--- Material provided ---

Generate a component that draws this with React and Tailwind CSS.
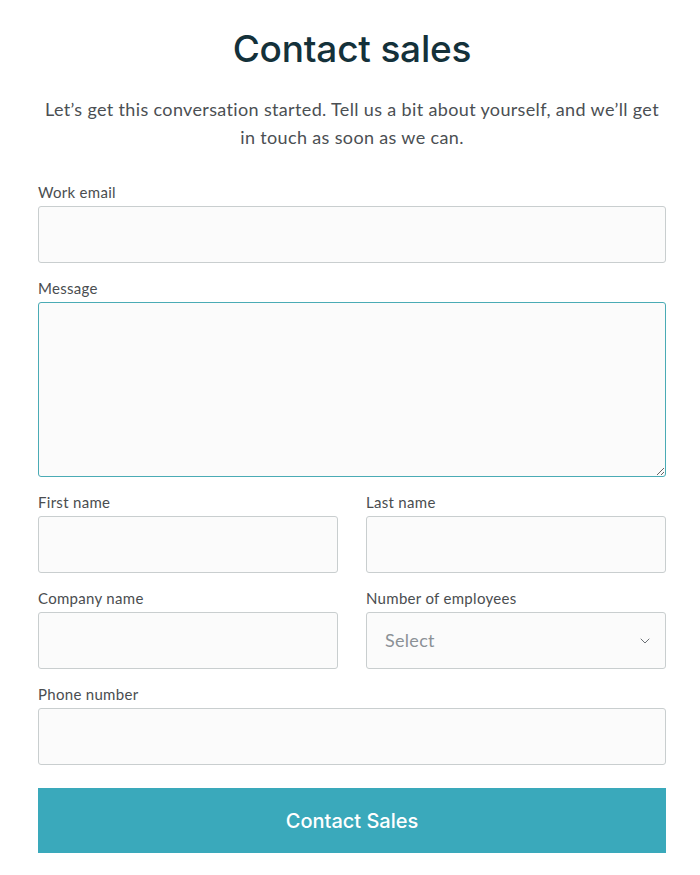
import { ChevronDown } from 'lucide-react';

const Field = ({ label, children, className = '' }) => (
  <div className={className}>
    <label className="block text-[15px] leading-5 tracking-[0.3px] text-[#4a4d50] mb-1">{label}</label>
    {children}
  </div>
);

const inputCls =
  'block w-full h-[57px] rounded-[3px] border border-[#c9cecf] bg-[#fbfbfb] px-4 text-[17px] text-[#333] outline-none';

export default function App() {
  return (
    <div className="min-h-screen bg-white font-['Lato','Liberation_Sans',sans-serif]">
      <div className="ml-[38px] w-[628px] pt-[27px] pb-8">
        <h1 className="text-center text-[37px] leading-[44px] font-medium text-[#14313a] font-['Inter','Lato',sans-serif] tracking-[-0.2px]">
          Contact sales
        </h1>
        <p className="mt-[24px] text-center text-[18px] leading-[28px] tracking-[0.35px] text-[#4b4f53]">
          Let’s get this conversation started. Tell us a bit about yourself, and we’ll get
          <br />
          in touch as soon as we can.
        </p>

        <form className="mt-[31px] flex flex-col gap-[15px]" onSubmit={(e) => e.preventDefault()}>
          <Field label="Work email">
            <input type="email" className={inputCls} />
          </Field>

          <Field label="Message">
            <textarea className="block w-full h-[175px] rounded-[3px] border-[1.5px] border-[#4aabb5] bg-[#fbfbfb] px-4 py-3 text-[17px] outline-none resize-y" />
          </Field>

          <div className="grid grid-cols-2 gap-x-[28px]">
            <Field label="First name">
              <input className={inputCls} />
            </Field>
            <Field label="Last name">
              <input className={inputCls} />
            </Field>
          </div>

          <div className="grid grid-cols-2 gap-x-[28px]">
            <Field label="Company name">
              <input className={inputCls} />
            </Field>
            <Field label="Number of employees">
              <div className="relative">
                <div className="flex h-[57px] w-full items-center rounded-[3px] border border-[#c9cecf] bg-[#fbfbfb] pl-[18px] pr-3 text-[18px] tracking-[0.3px] text-[#8b9196]">
                  Select
                </div>
                <ChevronDown
                  size={16}
                  strokeWidth={1.5}
                  className="absolute right-[13px] top-1/2 -translate-y-1/2 text-[#6b7075]"
                />
              </div>
            </Field>
          </div>

          <Field label="Phone number">
            <input type="tel" className={inputCls} />
          </Field>

          <button
            type="submit"
            className="mt-[8px] h-[65px] w-full bg-[#3aa9bb] text-[20px] font-medium text-white font-['Inter','Lato',sans-serif]"
          >
            Contact Sales
          </button>
        </form>
      </div>
    </div>
  );
}
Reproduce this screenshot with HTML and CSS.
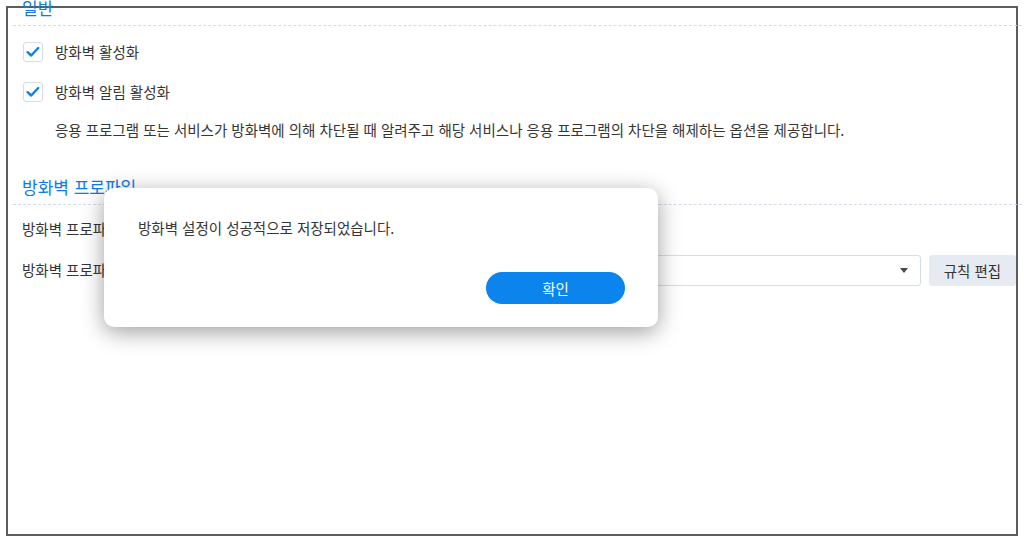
FILE: index.html
```html
<!DOCTYPE html>
<html lang="ko">
<head>
<meta charset="utf-8">
<title>방화벽</title>
<link rel="stylesheet" href="styles.css">
</head>
<body>
  <div class="frame">
    <div class="panel">
      <section class="group">
        <h2 class="group-title">일반</h2>
        <div class="check-row">
          <span class="checkbox"><svg viewBox="0 0 20 20" width="20" height="20"><path d="M4 10.2 L8 13.9 L15.8 5.6" fill="none" stroke="#1180e6" stroke-width="2.7" stroke-linecap="round" stroke-linejoin="round"/></svg></span>
          <span class="check-label">방화벽 활성화</span>
        </div>
        <div class="check-row">
          <span class="checkbox"><svg viewBox="0 0 20 20" width="20" height="20"><path d="M4 10.2 L8 13.9 L15.8 5.6" fill="none" stroke="#1180e6" stroke-width="2.7" stroke-linecap="round" stroke-linejoin="round"/></svg></span>
          <span class="check-label">방화벽 알림 활성화</span>
        </div>
        <p class="desc">응용 프로그램 또는 서비스가 방화벽에 의해 차단될 때 알려주고 해당 서비스나 응용 프로그램의 차단을 해제하는 옵션을 제공합니다.</p>
      </section>
      <section class="group group-profile">
        <h2 class="group-title">방화벽 프로파일</h2>
        <div class="field-list">
          <div class="field-row">
            <span class="field-label">방화벽 프로파일 적용 범위:</span>
          </div>
          <div class="field-row">
            <span class="field-label">방화벽 프로파일:</span>
            <div class="select"><span class="select-value">default</span><span class="caret"></span></div>
            <button class="btn-secondary">규칙 편집</button>
          </div>
        </div>
      </section>
    </div>
  </div>

  <div class="dialog">
    <p class="dialog-msg">방화벽 설정이 성공적으로 저장되었습니다.</p>
    <div class="dialog-footer">
      <button class="btn-primary">확인</button>
    </div>
  </div>
</body>
</html>
```

FILE: styles.css
```css
* { box-sizing: border-box; }

html, body {
  margin: 0;
  padding: 0;
  background: #ffffff;
}

body {
  font-family: "Noto Sans CJK KR", "Noto Sans", sans-serif;
  font-size: 14.5px;
  color: #353535;
  width: 1024px;
  height: 542px;
  position: relative;
  overflow: hidden;
}

.frame {
  margin: 6px 0 0 6px;
  width: 1012px;
  height: 530px;
  border: 2px solid #5c5c5c;
}

.panel {
  margin-top: -12px;
}

.group-title {
  margin: 0 -6px 0 5px;
  padding: 0 0 5px 9px;
  font-size: 17px;
  font-weight: 400;
  line-height: 24px;
  color: #0a7ce4;
  border-bottom: 1px dashed #d3dbe6;
}

.check-row {
  display: flex;
  align-items: center;
  gap: 12px;
  height: 40px;
  padding-left: 15px;
}

.group-title + .check-row {
  margin-top: 6px;
}

.checkbox {
  width: 20px;
  height: 20px;
  border: 1px solid #d5dde8;
  border-radius: 3px;
  background: #fff;
  display: flex;
  align-items: center;
  justify-content: center;
}

.checkbox svg {
  display: block;
  width: 18px;
  height: 18px;
}

.check-label {
  line-height: 20px;
}

.desc {
  margin: 8px 0 0 0;
  padding-left: 47px;
  line-height: 20px;
}

.group-profile {
  margin-top: 35px;
}

.field-list {
  display: flex;
  flex-direction: column;
  gap: 1px;
  padding-top: 4px;
}

.field-row {
  display: flex;
  align-items: center;
  height: 40px;
  padding-left: 14px;
}

.field-label {
  width: 208px;
  white-space: nowrap;
  line-height: 20px;
}

.select {
  flex: 1;
  height: 31px;
  border: 1px solid #d5dde8;
  border-radius: 3px;
  display: flex;
  align-items: center;
  justify-content: space-between;
  padding: 0 12px 0 10px;
}

.select-value {
  color: #353535;
}

.caret {
  width: 0;
  height: 0;
  border-left: 4px solid transparent;
  border-right: 4px solid transparent;
  border-top: 5px solid #4a4a4a;
}

.btn-secondary {
  margin-left: 8px;
  width: 87px;
  height: 31px;
  border: 0;
  border-radius: 3px;
  background: #e6ebf1;
  color: #353535;
  font-family: inherit;
  font-size: 14.5px;
  padding: 0;
}

.dialog {
  position: absolute;
  left: 104px;
  top: 188px;
  width: 554px;
  height: 139px;
  padding: 30px 33px 0 34px;
  background: #ffffff;
  border-radius: 10px;
  box-shadow: 0 5px 22px rgba(0, 0, 0, 0.38);
}

.dialog-msg {
  margin: 0;
  line-height: 20px;
}

.dialog-footer {
  display: flex;
  justify-content: flex-end;
  margin-top: 34px;
}

.btn-primary {
  width: 139px;
  height: 32px;
  border: 0;
  border-radius: 16px;
  background: #0b84ee;
  color: #ffffff;
  font-family: inherit;
  font-size: 14.5px;
  padding: 0;
}
```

---

Every record above must be given again exactly; drop the pictures.

Generate a component that draws this with React and Tailwind CSS.
import { ChevronDown } from 'lucide-react';

const Field = ({ label, children, className = '' }) => (
  <div className={className}>
    <label className="block text-[15px] leading-5 tracking-[0.3px] text-[#4a4d50] mb-1">{label}</label>
    {children}
  </div>
);

const inputCls =
  'block w-full h-[57px] rounded-[3px] border border-[#c9cecf] bg-[#fbfbfb] px-4 text-[17px] text-[#333] outline-none';

export default function App() {
  return (
    <div className="min-h-screen bg-white font-['Lato','Liberation_Sans',sans-serif]">
      <div className="ml-[38px] w-[628px] pt-[27px] pb-8">
        <h1 className="text-center text-[37px] leading-[44px] font-medium text-[#14313a] font-['Inter','Lato',sans-serif] tracking-[-0.2px]">
          Contact sales
        </h1>
        <p className="mt-[24px] text-center text-[18px] leading-[28px] tracking-[0.35px] text-[#4b4f53]">
          Let’s get this conversation started. Tell us a bit about yourself, and we’ll get
          <br />
          in touch as soon as we can.
        </p>

        <form className="mt-[31px] flex flex-col gap-[15px]" onSubmit={(e) => e.preventDefault()}>
          <Field label="Work email">
            <input type="email" className={inputCls} />
          </Field>

          <Field label="Message">
            <textarea className="block w-full h-[175px] rounded-[3px] border-[1.5px] border-[#4aabb5] bg-[#fbfbfb] px-4 py-3 text-[17px] outline-none resize-y" />
          </Field>

          <div className="grid grid-cols-2 gap-x-[28px]">
            <Field label="First name">
              <input className={inputCls} />
            </Field>
            <Field label="Last name">
              <input className={inputCls} />
            </Field>
          </div>

          <div className="grid grid-cols-2 gap-x-[28px]">
            <Field label="Company name">
              <input className={inputCls} />
            </Field>
            <Field label="Number of employees">
              <div className="relative">
                <div className="flex h-[57px] w-full items-center rounded-[3px] border border-[#c9cecf] bg-[#fbfbfb] pl-[18px] pr-3 text-[18px] tracking-[0.3px] text-[#8b9196]">
                  Select
                </div>
                <ChevronDown
                  size={16}
                  strokeWidth={1.5}
                  className="absolute right-[13px] top-1/2 -translate-y-1/2 text-[#6b7075]"
                />
              </div>
            </Field>
          </div>

          <Field label="Phone number">
            <input type="tel" className={inputCls} />
          </Field>

          <button
            type="submit"
            className="mt-[8px] h-[65px] w-full bg-[#3aa9bb] text-[20px] font-medium text-white font-['Inter','Lato',sans-serif]"
          >
            Contact Sales
          </button>
        </form>
      </div>
    </div>
  );
}
Reproduce this screenshot with HTML and CSS.
FILE: index.html
```html
<!DOCTYPE html>
<html lang="ko">
<head>
<meta charset="utf-8">
<title>방화벽</title>
<link rel="stylesheet" href="styles.css">
</head>
<body>
  <div class="frame">
    <div class="panel">
      <section class="group">
        <h2 class="group-title">일반</h2>
        <div class="check-row">
          <span class="checkbox"><svg viewBox="0 0 20 20" width="20" height="20"><path d="M4 10.2 L8 13.9 L15.8 5.6" fill="none" stroke="#1180e6" stroke-width="2.7" stroke-linecap="round" stroke-linejoin="round"/></svg></span>
          <span class="check-label">방화벽 활성화</span>
        </div>
        <div class="check-row">
          <span class="checkbox"><svg viewBox="0 0 20 20" width="20" height="20"><path d="M4 10.2 L8 13.9 L15.8 5.6" fill="none" stroke="#1180e6" stroke-width="2.7" stroke-linecap="round" stroke-linejoin="round"/></svg></span>
          <span class="check-label">방화벽 알림 활성화</span>
        </div>
        <p class="desc">응용 프로그램 또는 서비스가 방화벽에 의해 차단될 때 알려주고 해당 서비스나 응용 프로그램의 차단을 해제하는 옵션을 제공합니다.</p>
      </section>
      <section class="group group-profile">
        <h2 class="group-title">방화벽 프로파일</h2>
        <div class="field-list">
          <div class="field-row">
            <span class="field-label">방화벽 프로파일 적용 범위:</span>
          </div>
          <div class="field-row">
            <span class="field-label">방화벽 프로파일:</span>
            <div class="select"><span class="select-value">default</span><span class="caret"></span></div>
            <button class="btn-secondary">규칙 편집</button>
          </div>
        </div>
      </section>
    </div>
  </div>

  <div class="dialog">
    <p class="dialog-msg">방화벽 설정이 성공적으로 저장되었습니다.</p>
    <div class="dialog-footer">
      <button class="btn-primary">확인</button>
    </div>
  </div>
</body>
</html>
```

FILE: styles.css
```css
* { box-sizing: border-box; }

html, body {
  margin: 0;
  padding: 0;
  background: #ffffff;
}

body {
  font-family: "Noto Sans CJK KR", "Noto Sans", sans-serif;
  font-size: 14.5px;
  color: #353535;
  width: 1024px;
  height: 542px;
  position: relative;
  overflow: hidden;
}

.frame {
  margin: 6px 0 0 6px;
  width: 1012px;
  height: 530px;
  border: 2px solid #5c5c5c;
}

.panel {
  margin-top: -12px;
}

.group-title {
  margin: 0 -6px 0 5px;
  padding: 0 0 5px 9px;
  font-size: 17px;
  font-weight: 400;
  line-height: 24px;
  color: #0a7ce4;
  border-bottom: 1px dashed #d3dbe6;
}

.check-row {
  display: flex;
  align-items: center;
  gap: 12px;
  height: 40px;
  padding-left: 15px;
}

.group-title + .check-row {
  margin-top: 6px;
}

.checkbox {
  width: 20px;
  height: 20px;
  border: 1px solid #d5dde8;
  border-radius: 3px;
  background: #fff;
  display: flex;
  align-items: center;
  justify-content: center;
}

.checkbox svg {
  display: block;
  width: 18px;
  height: 18px;
}

.check-label {
  line-height: 20px;
}

.desc {
  margin: 8px 0 0 0;
  padding-left: 47px;
  line-height: 20px;
}

.group-profile {
  margin-top: 35px;
}

.field-list {
  display: flex;
  flex-direction: column;
  gap: 1px;
  padding-top: 4px;
}

.field-row {
  display: flex;
  align-items: center;
  height: 40px;
  padding-left: 14px;
}

.field-label {
  width: 208px;
  white-space: nowrap;
  line-height: 20px;
}

.select {
  flex: 1;
  height: 31px;
  border: 1px solid #d5dde8;
  border-radius: 3px;
  display: flex;
  align-items: center;
  justify-content: space-between;
  padding: 0 12px 0 10px;
}

.select-value {
  color: #353535;
}

.caret {
  width: 0;
  height: 0;
  border-left: 4px solid transparent;
  border-right: 4px solid transparent;
  border-top: 5px solid #4a4a4a;
}

.btn-secondary {
  margin-left: 8px;
  width: 87px;
  height: 31px;
  border: 0;
  border-radius: 3px;
  background: #e6ebf1;
  color: #353535;
  font-family: inherit;
  font-size: 14.5px;
  padding: 0;
}

.dialog {
  position: absolute;
  left: 104px;
  top: 188px;
  width: 554px;
  height: 139px;
  padding: 30px 33px 0 34px;
  background: #ffffff;
  border-radius: 10px;
  box-shadow: 0 5px 22px rgba(0, 0, 0, 0.38);
}

.dialog-msg {
  margin: 0;
  line-height: 20px;
}

.dialog-footer {
  display: flex;
  justify-content: flex-end;
  margin-top: 34px;
}

.btn-primary {
  width: 139px;
  height: 32px;
  border: 0;
  border-radius: 16px;
  background: #0b84ee;
  color: #ffffff;
  font-family: inherit;
  font-size: 14.5px;
  padding: 0;
}
```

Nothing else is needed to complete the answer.